Requirement:
Which lines contain the word "React"? Return each of them as written.

:: Data for this task

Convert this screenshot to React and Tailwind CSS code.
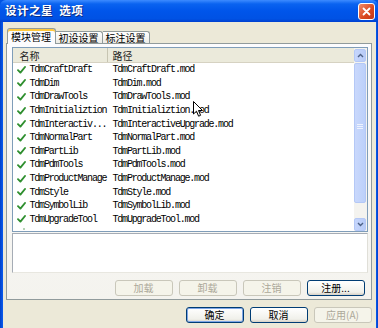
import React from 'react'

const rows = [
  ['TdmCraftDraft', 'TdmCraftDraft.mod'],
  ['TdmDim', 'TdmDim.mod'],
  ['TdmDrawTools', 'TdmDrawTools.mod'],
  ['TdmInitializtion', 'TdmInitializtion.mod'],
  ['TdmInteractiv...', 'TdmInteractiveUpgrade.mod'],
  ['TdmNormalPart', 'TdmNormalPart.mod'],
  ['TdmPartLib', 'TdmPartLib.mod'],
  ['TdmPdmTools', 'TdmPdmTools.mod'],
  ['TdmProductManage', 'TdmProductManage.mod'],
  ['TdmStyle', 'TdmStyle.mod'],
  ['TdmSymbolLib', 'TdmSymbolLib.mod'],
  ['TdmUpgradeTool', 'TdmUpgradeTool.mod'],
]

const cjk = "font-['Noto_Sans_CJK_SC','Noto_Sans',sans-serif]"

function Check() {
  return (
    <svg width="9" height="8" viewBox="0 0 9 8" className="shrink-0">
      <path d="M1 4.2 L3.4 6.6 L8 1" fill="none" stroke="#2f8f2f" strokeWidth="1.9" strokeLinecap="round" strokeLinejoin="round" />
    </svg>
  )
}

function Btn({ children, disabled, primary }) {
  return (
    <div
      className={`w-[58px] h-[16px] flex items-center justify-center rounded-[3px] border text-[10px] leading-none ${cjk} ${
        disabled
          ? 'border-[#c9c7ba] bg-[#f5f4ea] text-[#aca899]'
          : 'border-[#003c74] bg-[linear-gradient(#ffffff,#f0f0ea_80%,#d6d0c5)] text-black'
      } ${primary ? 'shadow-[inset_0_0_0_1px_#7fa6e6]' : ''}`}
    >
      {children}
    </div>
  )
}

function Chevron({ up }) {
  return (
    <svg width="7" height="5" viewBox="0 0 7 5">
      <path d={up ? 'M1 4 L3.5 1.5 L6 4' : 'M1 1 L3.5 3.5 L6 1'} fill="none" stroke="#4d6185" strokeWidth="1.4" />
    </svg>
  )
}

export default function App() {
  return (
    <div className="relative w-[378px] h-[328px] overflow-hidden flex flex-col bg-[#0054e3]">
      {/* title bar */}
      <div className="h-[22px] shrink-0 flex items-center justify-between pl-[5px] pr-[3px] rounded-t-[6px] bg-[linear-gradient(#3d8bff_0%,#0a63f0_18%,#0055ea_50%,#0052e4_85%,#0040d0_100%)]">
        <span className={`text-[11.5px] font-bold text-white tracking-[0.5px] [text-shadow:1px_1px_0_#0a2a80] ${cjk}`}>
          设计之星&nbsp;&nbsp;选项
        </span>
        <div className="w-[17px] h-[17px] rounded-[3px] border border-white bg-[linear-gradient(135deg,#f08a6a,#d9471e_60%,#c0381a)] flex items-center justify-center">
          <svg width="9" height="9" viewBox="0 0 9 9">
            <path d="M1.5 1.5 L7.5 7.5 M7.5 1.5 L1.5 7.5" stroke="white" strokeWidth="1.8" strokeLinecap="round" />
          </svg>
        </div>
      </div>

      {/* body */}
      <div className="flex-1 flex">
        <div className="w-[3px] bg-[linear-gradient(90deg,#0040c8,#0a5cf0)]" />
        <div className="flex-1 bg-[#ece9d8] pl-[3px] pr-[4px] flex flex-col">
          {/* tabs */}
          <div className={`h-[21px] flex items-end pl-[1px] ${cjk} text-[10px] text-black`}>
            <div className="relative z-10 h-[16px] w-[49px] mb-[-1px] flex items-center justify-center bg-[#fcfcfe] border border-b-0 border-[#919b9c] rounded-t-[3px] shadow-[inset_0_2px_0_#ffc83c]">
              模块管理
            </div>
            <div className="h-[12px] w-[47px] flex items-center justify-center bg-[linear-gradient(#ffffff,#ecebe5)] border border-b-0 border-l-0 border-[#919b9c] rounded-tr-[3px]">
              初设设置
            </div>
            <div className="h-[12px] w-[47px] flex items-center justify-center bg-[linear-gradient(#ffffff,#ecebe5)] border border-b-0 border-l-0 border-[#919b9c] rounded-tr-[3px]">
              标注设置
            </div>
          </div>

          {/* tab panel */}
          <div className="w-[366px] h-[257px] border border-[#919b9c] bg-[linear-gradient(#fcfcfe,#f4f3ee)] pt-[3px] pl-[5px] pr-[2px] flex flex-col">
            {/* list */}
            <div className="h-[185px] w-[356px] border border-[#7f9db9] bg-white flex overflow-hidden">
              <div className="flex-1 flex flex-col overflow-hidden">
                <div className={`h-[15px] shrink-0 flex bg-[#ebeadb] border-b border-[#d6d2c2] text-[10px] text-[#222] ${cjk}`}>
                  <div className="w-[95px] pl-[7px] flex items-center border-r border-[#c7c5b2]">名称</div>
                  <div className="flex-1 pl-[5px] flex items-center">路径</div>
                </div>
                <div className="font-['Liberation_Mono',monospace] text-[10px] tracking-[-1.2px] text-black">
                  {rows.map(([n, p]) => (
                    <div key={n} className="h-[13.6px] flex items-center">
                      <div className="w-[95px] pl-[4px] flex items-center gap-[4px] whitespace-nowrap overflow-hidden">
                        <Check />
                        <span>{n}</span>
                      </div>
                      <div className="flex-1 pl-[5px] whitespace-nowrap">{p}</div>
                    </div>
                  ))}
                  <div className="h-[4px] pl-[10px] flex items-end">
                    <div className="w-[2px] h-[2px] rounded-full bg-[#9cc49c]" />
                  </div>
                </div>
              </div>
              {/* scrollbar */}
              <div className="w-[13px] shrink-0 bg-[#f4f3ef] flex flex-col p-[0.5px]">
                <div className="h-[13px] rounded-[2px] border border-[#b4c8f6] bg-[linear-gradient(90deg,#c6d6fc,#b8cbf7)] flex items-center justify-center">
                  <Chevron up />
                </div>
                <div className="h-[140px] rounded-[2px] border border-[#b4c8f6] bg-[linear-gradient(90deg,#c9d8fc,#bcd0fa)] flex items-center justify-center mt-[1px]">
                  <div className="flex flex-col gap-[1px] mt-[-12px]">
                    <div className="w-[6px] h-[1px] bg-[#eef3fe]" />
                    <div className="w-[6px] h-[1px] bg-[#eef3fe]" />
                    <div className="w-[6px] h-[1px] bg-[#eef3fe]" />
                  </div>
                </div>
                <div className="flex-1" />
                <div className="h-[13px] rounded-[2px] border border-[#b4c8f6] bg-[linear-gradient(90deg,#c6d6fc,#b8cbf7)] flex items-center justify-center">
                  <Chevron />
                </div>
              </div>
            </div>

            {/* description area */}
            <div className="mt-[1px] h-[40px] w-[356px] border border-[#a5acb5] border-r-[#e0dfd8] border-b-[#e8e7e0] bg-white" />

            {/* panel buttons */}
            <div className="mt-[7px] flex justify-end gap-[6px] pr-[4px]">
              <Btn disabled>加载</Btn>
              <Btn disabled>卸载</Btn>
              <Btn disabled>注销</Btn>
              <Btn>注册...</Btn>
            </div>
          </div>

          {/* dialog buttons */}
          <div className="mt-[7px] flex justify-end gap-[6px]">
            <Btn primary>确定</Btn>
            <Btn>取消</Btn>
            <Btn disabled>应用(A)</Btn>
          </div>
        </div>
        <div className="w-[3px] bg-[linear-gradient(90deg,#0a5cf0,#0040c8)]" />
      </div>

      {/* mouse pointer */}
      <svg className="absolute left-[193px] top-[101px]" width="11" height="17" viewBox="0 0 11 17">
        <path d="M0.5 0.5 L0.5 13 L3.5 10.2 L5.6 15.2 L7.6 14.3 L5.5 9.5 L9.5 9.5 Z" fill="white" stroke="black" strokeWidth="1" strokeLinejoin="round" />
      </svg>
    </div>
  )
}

::::
:: Data for this task

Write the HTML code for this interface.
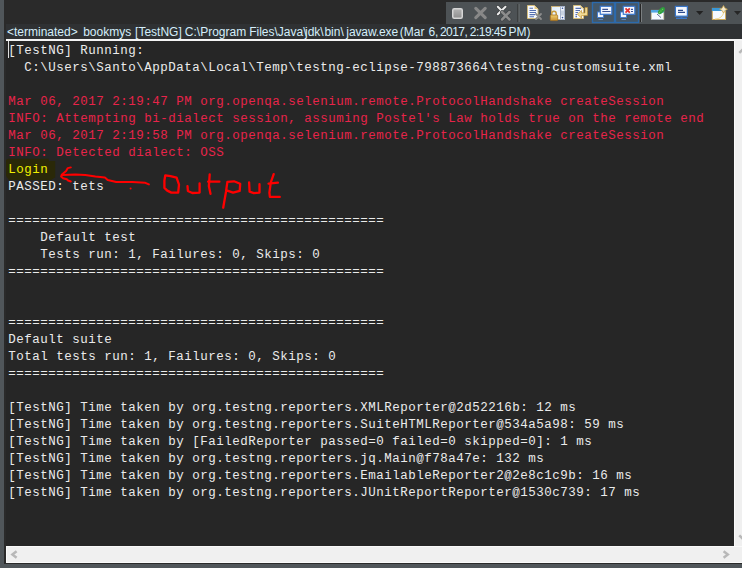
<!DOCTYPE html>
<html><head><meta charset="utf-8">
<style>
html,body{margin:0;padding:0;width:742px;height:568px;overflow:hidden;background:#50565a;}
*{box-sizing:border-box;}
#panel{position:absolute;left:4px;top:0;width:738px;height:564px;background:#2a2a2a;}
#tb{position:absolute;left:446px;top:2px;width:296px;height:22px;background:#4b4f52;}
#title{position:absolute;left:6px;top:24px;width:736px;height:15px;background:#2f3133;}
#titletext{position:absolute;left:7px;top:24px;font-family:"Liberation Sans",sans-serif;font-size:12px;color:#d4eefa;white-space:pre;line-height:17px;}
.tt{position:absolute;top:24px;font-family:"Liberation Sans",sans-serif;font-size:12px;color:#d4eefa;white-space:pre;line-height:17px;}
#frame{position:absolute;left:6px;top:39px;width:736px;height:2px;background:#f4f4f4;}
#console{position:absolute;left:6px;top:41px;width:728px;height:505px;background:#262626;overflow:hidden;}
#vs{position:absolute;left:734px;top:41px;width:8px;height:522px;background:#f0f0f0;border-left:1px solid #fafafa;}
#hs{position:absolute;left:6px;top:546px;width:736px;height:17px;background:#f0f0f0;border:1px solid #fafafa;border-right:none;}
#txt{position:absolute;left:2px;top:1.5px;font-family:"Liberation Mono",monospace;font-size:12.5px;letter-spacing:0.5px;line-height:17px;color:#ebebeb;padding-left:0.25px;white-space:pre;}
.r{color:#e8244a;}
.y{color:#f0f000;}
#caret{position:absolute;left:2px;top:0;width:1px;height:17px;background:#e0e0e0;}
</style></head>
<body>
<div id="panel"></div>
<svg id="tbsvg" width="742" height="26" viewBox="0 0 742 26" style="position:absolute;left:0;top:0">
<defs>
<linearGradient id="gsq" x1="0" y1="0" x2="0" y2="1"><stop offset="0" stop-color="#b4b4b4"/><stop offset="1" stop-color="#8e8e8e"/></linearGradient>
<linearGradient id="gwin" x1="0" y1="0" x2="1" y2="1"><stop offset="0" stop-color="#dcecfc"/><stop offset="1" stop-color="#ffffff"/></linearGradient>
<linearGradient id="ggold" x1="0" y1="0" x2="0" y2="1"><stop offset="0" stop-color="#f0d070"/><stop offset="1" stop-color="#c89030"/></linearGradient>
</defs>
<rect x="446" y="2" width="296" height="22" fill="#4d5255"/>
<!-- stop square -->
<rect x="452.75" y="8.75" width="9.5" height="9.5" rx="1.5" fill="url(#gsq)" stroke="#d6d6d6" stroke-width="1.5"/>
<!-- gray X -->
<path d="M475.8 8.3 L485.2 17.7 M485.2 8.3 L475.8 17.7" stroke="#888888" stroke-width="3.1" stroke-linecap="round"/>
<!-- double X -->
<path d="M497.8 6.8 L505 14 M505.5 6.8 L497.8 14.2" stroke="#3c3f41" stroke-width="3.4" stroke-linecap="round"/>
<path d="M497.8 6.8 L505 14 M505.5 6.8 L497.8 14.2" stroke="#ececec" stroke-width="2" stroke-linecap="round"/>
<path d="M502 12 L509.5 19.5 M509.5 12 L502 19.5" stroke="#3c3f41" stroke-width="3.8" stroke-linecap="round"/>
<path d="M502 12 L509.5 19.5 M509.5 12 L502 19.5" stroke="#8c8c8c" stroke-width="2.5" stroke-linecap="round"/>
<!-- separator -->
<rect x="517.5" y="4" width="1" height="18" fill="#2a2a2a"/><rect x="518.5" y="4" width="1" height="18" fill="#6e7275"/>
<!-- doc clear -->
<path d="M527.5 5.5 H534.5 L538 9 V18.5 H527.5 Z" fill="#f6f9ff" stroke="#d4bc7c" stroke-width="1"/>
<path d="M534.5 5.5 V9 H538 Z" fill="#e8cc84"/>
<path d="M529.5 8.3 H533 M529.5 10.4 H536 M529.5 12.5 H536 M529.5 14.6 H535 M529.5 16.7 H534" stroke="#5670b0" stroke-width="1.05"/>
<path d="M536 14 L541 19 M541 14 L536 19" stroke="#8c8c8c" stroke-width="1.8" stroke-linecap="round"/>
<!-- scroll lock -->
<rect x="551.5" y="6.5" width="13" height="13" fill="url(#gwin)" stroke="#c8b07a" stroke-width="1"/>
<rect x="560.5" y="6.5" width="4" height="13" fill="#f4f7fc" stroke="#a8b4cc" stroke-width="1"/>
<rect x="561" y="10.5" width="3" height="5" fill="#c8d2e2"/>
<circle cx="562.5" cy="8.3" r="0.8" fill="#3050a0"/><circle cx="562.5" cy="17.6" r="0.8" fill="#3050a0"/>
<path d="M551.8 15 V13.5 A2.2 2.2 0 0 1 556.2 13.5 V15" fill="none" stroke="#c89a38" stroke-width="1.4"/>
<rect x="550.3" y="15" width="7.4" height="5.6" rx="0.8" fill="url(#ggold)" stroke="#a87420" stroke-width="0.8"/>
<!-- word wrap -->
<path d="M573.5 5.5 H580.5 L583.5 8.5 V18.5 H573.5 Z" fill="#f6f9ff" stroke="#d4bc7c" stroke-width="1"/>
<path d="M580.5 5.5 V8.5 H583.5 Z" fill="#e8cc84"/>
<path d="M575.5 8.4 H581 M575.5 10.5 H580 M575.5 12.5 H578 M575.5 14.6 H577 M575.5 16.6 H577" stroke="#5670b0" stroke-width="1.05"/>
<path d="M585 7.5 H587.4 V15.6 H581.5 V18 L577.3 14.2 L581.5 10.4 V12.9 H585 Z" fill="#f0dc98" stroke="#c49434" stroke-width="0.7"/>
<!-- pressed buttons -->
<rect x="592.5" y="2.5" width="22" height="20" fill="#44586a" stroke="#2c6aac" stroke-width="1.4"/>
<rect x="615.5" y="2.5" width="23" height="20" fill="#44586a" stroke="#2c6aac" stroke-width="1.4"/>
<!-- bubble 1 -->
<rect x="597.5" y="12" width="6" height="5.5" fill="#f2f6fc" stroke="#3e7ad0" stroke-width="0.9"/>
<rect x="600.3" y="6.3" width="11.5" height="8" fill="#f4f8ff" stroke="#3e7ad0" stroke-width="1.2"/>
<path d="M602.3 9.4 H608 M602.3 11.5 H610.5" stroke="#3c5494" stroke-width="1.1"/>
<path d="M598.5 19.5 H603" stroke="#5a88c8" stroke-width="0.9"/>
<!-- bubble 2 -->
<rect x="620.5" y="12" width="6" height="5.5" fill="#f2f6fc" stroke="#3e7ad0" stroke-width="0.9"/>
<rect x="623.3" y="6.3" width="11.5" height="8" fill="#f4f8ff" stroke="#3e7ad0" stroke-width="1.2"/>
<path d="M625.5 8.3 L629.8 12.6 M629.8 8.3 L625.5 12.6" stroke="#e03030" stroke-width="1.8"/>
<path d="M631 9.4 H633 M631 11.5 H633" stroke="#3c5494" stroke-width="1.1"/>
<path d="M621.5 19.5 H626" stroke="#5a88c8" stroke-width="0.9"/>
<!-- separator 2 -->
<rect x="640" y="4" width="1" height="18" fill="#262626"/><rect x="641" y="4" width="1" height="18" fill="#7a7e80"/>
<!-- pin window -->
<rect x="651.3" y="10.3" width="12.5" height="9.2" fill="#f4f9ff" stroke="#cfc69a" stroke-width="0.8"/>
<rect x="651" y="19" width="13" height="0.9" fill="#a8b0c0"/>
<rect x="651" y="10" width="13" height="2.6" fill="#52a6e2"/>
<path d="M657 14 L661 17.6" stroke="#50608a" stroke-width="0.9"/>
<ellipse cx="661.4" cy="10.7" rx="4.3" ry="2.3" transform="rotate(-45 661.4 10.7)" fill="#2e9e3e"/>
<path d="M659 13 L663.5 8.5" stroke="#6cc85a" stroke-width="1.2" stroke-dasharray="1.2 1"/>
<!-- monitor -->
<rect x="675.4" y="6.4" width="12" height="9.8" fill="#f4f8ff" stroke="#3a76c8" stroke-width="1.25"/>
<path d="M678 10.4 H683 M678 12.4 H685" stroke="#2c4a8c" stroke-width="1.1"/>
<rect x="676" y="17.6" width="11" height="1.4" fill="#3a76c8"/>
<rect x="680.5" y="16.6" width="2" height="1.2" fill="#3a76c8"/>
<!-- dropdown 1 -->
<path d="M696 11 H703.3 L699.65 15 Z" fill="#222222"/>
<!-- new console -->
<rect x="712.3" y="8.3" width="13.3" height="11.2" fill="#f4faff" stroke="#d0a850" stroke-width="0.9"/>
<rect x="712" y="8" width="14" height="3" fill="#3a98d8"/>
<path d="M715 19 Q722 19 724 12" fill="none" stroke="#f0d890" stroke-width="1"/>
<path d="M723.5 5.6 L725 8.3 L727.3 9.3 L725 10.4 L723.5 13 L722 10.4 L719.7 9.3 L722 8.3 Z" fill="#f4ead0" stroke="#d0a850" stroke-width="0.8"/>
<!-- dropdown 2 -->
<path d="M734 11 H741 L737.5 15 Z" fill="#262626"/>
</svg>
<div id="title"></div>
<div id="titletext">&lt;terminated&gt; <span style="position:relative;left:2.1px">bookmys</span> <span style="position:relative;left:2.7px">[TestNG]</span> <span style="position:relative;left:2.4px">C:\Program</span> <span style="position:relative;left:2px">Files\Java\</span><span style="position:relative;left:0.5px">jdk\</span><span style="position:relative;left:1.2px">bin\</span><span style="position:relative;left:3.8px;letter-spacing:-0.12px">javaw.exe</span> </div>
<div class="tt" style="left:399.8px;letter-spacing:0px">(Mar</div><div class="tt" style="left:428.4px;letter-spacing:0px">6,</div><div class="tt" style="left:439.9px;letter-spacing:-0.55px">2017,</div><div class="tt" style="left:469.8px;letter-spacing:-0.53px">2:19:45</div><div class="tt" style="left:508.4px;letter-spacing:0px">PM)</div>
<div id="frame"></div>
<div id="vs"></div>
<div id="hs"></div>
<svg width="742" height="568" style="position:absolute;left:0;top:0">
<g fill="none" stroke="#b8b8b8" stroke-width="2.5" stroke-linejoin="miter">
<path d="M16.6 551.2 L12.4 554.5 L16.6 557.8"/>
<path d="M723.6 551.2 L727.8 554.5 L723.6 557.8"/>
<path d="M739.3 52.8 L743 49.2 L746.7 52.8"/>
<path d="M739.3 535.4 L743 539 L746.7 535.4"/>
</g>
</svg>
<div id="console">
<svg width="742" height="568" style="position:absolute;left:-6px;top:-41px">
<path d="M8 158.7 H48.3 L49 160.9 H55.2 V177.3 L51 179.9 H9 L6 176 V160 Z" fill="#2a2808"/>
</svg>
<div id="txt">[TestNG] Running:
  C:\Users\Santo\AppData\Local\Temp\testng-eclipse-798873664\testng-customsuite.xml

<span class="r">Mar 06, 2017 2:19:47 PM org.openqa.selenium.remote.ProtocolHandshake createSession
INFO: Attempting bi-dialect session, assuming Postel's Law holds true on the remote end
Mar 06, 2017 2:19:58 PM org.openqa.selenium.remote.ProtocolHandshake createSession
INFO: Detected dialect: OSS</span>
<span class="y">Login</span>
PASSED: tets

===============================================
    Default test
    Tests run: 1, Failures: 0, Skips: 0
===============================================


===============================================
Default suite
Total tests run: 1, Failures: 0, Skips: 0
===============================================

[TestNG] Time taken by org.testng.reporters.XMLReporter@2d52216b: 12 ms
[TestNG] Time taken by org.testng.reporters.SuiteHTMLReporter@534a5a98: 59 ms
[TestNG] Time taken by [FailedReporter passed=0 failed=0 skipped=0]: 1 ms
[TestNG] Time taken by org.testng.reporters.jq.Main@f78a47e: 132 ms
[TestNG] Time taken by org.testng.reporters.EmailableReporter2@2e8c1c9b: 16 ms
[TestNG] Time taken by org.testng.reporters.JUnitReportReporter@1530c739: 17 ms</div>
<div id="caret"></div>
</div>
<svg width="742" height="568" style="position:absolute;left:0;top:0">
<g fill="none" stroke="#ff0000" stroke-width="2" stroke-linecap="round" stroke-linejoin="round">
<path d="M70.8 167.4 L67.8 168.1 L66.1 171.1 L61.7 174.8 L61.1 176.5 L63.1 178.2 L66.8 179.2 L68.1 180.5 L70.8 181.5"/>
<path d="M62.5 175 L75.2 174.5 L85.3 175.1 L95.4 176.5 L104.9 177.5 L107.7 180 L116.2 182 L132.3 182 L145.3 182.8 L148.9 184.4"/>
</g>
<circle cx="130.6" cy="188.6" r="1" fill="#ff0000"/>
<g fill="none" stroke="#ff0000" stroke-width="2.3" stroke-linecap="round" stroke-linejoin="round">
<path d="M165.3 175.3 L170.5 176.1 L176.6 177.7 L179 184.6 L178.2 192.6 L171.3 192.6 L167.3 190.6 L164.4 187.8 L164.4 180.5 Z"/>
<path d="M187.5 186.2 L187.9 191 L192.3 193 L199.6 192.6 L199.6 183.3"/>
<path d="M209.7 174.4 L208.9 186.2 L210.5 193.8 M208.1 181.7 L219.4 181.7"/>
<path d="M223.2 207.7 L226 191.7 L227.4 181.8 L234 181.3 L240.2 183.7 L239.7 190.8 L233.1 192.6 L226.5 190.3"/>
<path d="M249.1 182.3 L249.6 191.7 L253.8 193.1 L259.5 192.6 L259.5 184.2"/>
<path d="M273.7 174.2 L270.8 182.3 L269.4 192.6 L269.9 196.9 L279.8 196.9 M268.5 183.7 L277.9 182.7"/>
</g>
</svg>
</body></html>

::::

The reply:
Convert this screenshot to React and Tailwind CSS code.
import React from 'react'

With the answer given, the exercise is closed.